Data block:
══════════

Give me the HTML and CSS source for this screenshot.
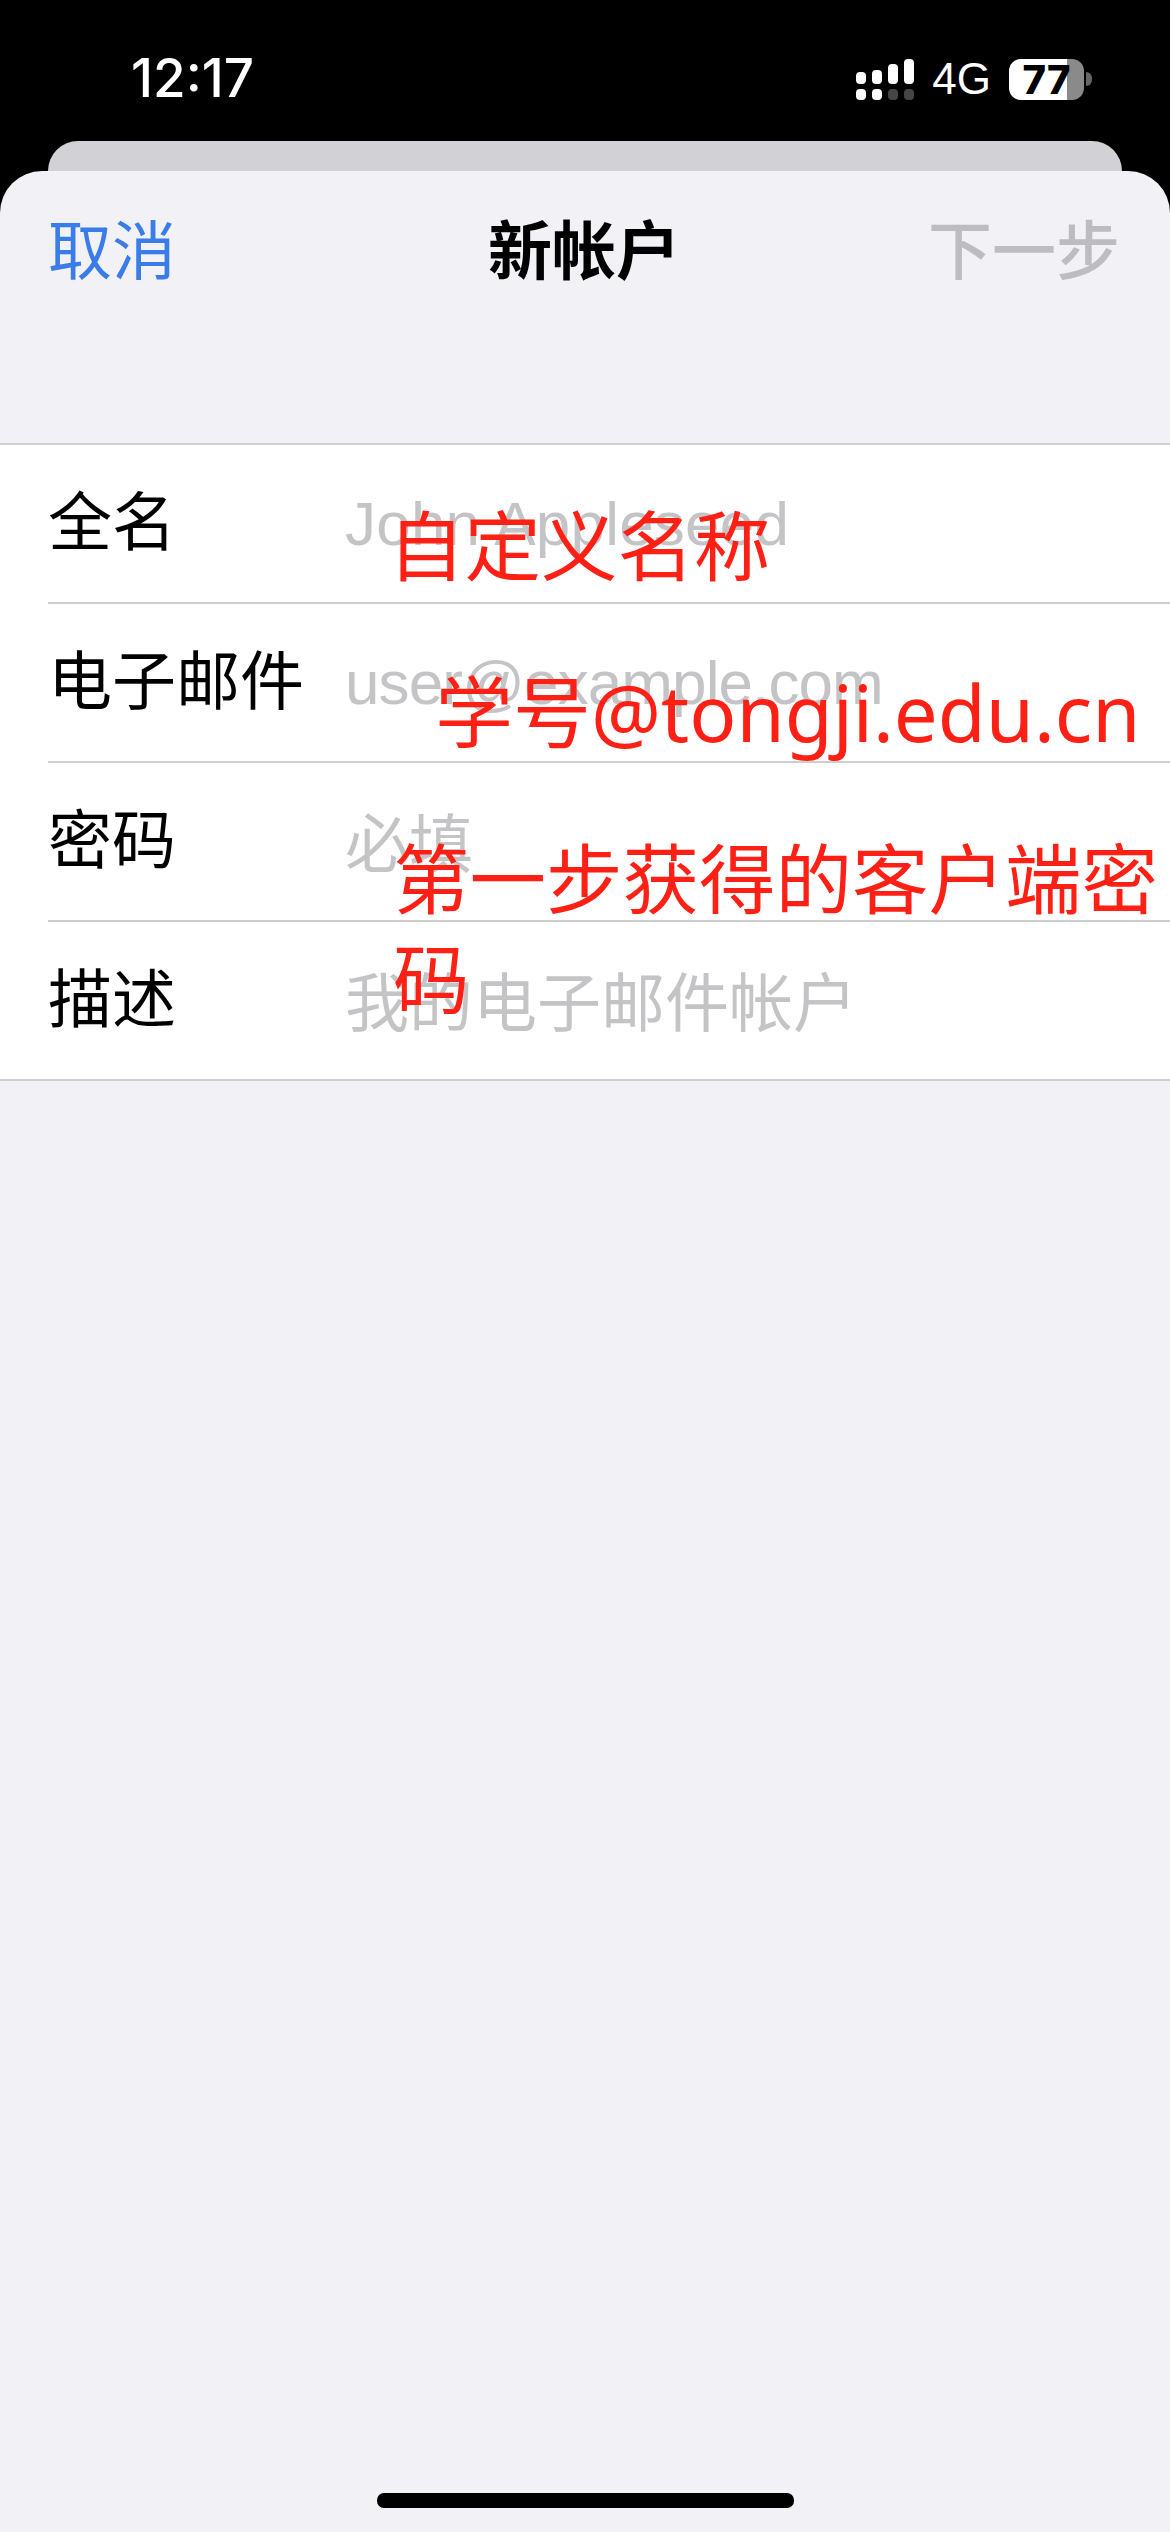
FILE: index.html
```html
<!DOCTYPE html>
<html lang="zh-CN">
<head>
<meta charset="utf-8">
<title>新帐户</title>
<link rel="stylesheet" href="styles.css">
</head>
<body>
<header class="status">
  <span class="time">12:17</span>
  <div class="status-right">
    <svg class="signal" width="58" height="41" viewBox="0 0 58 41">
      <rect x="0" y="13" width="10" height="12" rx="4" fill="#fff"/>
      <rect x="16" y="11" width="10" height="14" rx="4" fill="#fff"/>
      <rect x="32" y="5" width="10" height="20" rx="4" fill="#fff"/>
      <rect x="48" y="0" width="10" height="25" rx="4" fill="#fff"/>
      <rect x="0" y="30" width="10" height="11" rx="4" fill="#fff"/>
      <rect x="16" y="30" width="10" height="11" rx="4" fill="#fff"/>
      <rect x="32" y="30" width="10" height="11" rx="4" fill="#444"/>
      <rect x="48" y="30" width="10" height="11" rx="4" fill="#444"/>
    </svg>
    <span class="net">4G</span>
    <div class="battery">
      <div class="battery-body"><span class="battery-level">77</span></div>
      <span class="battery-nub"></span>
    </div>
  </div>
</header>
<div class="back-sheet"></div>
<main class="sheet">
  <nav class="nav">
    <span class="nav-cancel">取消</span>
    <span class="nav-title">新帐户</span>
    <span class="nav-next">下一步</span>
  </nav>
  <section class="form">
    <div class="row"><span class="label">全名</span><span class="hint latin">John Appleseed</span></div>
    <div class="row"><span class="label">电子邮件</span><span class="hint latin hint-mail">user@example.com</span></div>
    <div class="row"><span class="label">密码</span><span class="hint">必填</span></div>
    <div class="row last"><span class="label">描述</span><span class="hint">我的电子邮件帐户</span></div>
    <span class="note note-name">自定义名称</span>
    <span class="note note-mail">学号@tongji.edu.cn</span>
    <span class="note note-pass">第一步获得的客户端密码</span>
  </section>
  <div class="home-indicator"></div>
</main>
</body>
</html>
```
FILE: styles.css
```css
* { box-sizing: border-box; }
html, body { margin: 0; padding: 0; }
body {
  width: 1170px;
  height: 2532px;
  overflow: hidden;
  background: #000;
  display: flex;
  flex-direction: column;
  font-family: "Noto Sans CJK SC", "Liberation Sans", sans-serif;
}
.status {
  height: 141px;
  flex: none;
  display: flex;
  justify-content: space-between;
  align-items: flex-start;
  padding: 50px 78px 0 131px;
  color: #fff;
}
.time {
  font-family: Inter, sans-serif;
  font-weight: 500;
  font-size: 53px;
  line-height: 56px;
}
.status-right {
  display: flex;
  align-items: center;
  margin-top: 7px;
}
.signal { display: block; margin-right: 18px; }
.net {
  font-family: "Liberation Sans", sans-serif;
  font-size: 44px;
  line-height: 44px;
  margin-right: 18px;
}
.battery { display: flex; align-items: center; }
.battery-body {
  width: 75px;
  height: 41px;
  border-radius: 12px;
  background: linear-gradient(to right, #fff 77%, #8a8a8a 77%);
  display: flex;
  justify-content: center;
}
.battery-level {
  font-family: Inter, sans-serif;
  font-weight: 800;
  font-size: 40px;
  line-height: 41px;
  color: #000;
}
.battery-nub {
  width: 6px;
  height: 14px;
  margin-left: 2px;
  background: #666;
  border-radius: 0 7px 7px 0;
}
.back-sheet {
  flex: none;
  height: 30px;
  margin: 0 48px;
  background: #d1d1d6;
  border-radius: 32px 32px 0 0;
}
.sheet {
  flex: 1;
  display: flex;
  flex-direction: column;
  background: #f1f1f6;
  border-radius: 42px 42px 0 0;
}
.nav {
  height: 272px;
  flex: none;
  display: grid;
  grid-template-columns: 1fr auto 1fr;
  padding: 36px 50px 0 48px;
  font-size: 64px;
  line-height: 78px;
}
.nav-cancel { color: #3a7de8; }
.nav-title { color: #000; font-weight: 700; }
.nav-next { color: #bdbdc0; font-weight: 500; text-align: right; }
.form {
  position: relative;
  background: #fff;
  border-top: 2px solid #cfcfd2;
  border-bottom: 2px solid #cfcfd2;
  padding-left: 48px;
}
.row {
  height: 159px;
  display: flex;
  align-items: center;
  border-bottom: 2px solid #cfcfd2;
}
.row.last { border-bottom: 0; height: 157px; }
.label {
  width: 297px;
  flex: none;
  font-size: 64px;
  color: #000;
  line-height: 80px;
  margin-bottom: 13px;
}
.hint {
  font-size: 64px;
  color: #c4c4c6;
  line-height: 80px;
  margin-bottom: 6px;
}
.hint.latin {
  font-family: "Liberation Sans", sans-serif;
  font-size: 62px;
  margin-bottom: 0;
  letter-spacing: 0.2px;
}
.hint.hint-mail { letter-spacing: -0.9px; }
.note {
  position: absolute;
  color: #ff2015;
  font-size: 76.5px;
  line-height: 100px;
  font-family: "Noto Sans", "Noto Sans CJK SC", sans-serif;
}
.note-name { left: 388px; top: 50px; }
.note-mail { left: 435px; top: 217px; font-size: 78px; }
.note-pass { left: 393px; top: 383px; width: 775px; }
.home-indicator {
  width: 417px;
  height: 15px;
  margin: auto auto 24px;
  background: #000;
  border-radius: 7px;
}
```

══════════

Request: Transcribe the listing in full and omit the pictures.

Final answer:
Give me the HTML and CSS source for this screenshot.
FILE: index.html
```html
<!DOCTYPE html>
<html lang="zh-CN">
<head>
<meta charset="utf-8">
<title>新帐户</title>
<link rel="stylesheet" href="styles.css">
</head>
<body>
<header class="status">
  <span class="time">12:17</span>
  <div class="status-right">
    <svg class="signal" width="58" height="41" viewBox="0 0 58 41">
      <rect x="0" y="13" width="10" height="12" rx="4" fill="#fff"/>
      <rect x="16" y="11" width="10" height="14" rx="4" fill="#fff"/>
      <rect x="32" y="5" width="10" height="20" rx="4" fill="#fff"/>
      <rect x="48" y="0" width="10" height="25" rx="4" fill="#fff"/>
      <rect x="0" y="30" width="10" height="11" rx="4" fill="#fff"/>
      <rect x="16" y="30" width="10" height="11" rx="4" fill="#fff"/>
      <rect x="32" y="30" width="10" height="11" rx="4" fill="#444"/>
      <rect x="48" y="30" width="10" height="11" rx="4" fill="#444"/>
    </svg>
    <span class="net">4G</span>
    <div class="battery">
      <div class="battery-body"><span class="battery-level">77</span></div>
      <span class="battery-nub"></span>
    </div>
  </div>
</header>
<div class="back-sheet"></div>
<main class="sheet">
  <nav class="nav">
    <span class="nav-cancel">取消</span>
    <span class="nav-title">新帐户</span>
    <span class="nav-next">下一步</span>
  </nav>
  <section class="form">
    <div class="row"><span class="label">全名</span><span class="hint latin">John Appleseed</span></div>
    <div class="row"><span class="label">电子邮件</span><span class="hint latin hint-mail">user@example.com</span></div>
    <div class="row"><span class="label">密码</span><span class="hint">必填</span></div>
    <div class="row last"><span class="label">描述</span><span class="hint">我的电子邮件帐户</span></div>
    <span class="note note-name">自定义名称</span>
    <span class="note note-mail">学号@tongji.edu.cn</span>
    <span class="note note-pass">第一步获得的客户端密码</span>
  </section>
  <div class="home-indicator"></div>
</main>
</body>
</html>
```
FILE: styles.css
```css
* { box-sizing: border-box; }
html, body { margin: 0; padding: 0; }
body {
  width: 1170px;
  height: 2532px;
  overflow: hidden;
  background: #000;
  display: flex;
  flex-direction: column;
  font-family: "Noto Sans CJK SC", "Liberation Sans", sans-serif;
}
.status {
  height: 141px;
  flex: none;
  display: flex;
  justify-content: space-between;
  align-items: flex-start;
  padding: 50px 78px 0 131px;
  color: #fff;
}
.time {
  font-family: Inter, sans-serif;
  font-weight: 500;
  font-size: 53px;
  line-height: 56px;
}
.status-right {
  display: flex;
  align-items: center;
  margin-top: 7px;
}
.signal { display: block; margin-right: 18px; }
.net {
  font-family: "Liberation Sans", sans-serif;
  font-size: 44px;
  line-height: 44px;
  margin-right: 18px;
}
.battery { display: flex; align-items: center; }
.battery-body {
  width: 75px;
  height: 41px;
  border-radius: 12px;
  background: linear-gradient(to right, #fff 77%, #8a8a8a 77%);
  display: flex;
  justify-content: center;
}
.battery-level {
  font-family: Inter, sans-serif;
  font-weight: 800;
  font-size: 40px;
  line-height: 41px;
  color: #000;
}
.battery-nub {
  width: 6px;
  height: 14px;
  margin-left: 2px;
  background: #666;
  border-radius: 0 7px 7px 0;
}
.back-sheet {
  flex: none;
  height: 30px;
  margin: 0 48px;
  background: #d1d1d6;
  border-radius: 32px 32px 0 0;
}
.sheet {
  flex: 1;
  display: flex;
  flex-direction: column;
  background: #f1f1f6;
  border-radius: 42px 42px 0 0;
}
.nav {
  height: 272px;
  flex: none;
  display: grid;
  grid-template-columns: 1fr auto 1fr;
  padding: 36px 50px 0 48px;
  font-size: 64px;
  line-height: 78px;
}
.nav-cancel { color: #3a7de8; }
.nav-title { color: #000; font-weight: 700; }
.nav-next { color: #bdbdc0; font-weight: 500; text-align: right; }
.form {
  position: relative;
  background: #fff;
  border-top: 2px solid #cfcfd2;
  border-bottom: 2px solid #cfcfd2;
  padding-left: 48px;
}
.row {
  height: 159px;
  display: flex;
  align-items: center;
  border-bottom: 2px solid #cfcfd2;
}
.row.last { border-bottom: 0; height: 157px; }
.label {
  width: 297px;
  flex: none;
  font-size: 64px;
  color: #000;
  line-height: 80px;
  margin-bottom: 13px;
}
.hint {
  font-size: 64px;
  color: #c4c4c6;
  line-height: 80px;
  margin-bottom: 6px;
}
.hint.latin {
  font-family: "Liberation Sans", sans-serif;
  font-size: 62px;
  margin-bottom: 0;
  letter-spacing: 0.2px;
}
.hint.hint-mail { letter-spacing: -0.9px; }
.note {
  position: absolute;
  color: #ff2015;
  font-size: 76.5px;
  line-height: 100px;
  font-family: "Noto Sans", "Noto Sans CJK SC", sans-serif;
}
.note-name { left: 388px; top: 50px; }
.note-mail { left: 435px; top: 217px; font-size: 78px; }
.note-pass { left: 393px; top: 383px; width: 775px; }
.home-indicator {
  width: 417px;
  height: 15px;
  margin: auto auto 24px;
  background: #000;
  border-radius: 7px;
}
```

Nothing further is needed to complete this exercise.